Customers “are more and more focused on cost resilience and many of them are having to make really hard choices,” Chief Executive Julie Sweet told a post-earnings conference call.

Sweet said Accenture’s strategy and consulting business would decline slightly in the second quarter. She added clients were still spending on technology, cloud services and on projects that helped cut costs, but advertising and marketing initiatives were shrinking, and retailers had cut back majorly.

Accenture forecast revenue between $15.20 billion and $15.75 billion for its second quarter ending Feb. 28. Analysts expected $15.61 billion, according to Refinitiv.

Last month, rival Cognizant Technology Solutions Corp slashed its revenue and profit guidance for this year, citing higher costs and pullback in contracts.

There will be softer demand for new consulting projects in fiscal 2023, said Julie Sharma, equity analyst at Morningstar.

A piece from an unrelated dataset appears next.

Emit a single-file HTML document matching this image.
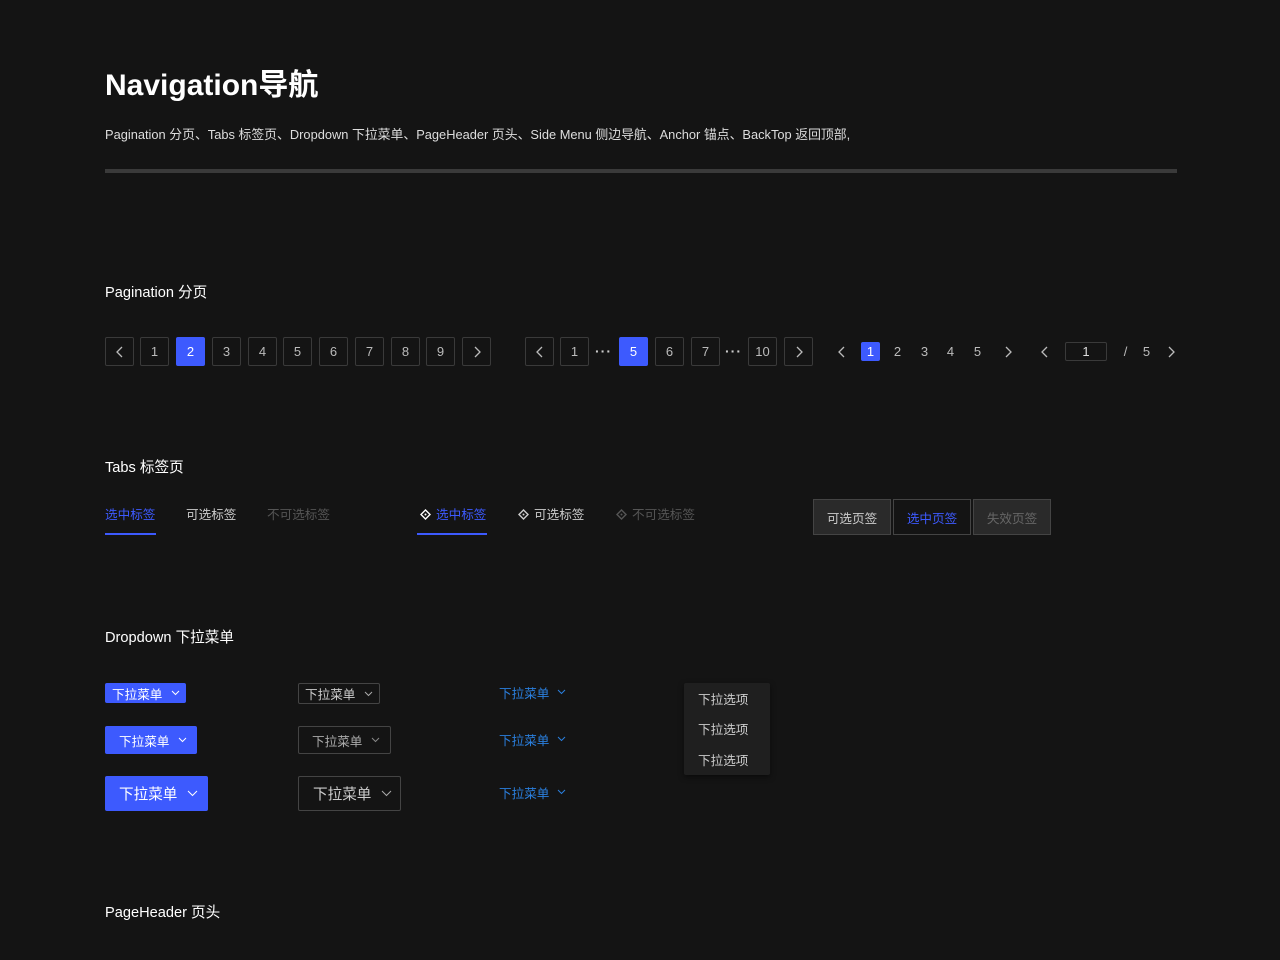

“We think generally, caution will persist – leading to delays in decision making, and that spending will be the softest in smaller deals over larger deals, where hitting the pause button has more repercussions,” Sharma added.

The weak outlook commentary overshadowed Accenture’s higher-than-expected revenue and earnings in the first quarter ended Nov. 30, when sales grew 5% to $15.7 billion, surpassing an average analysts’ estimate of $15.58 billion.

Adjusted earnings of $3.08 per share beat an average estimate of $2.91.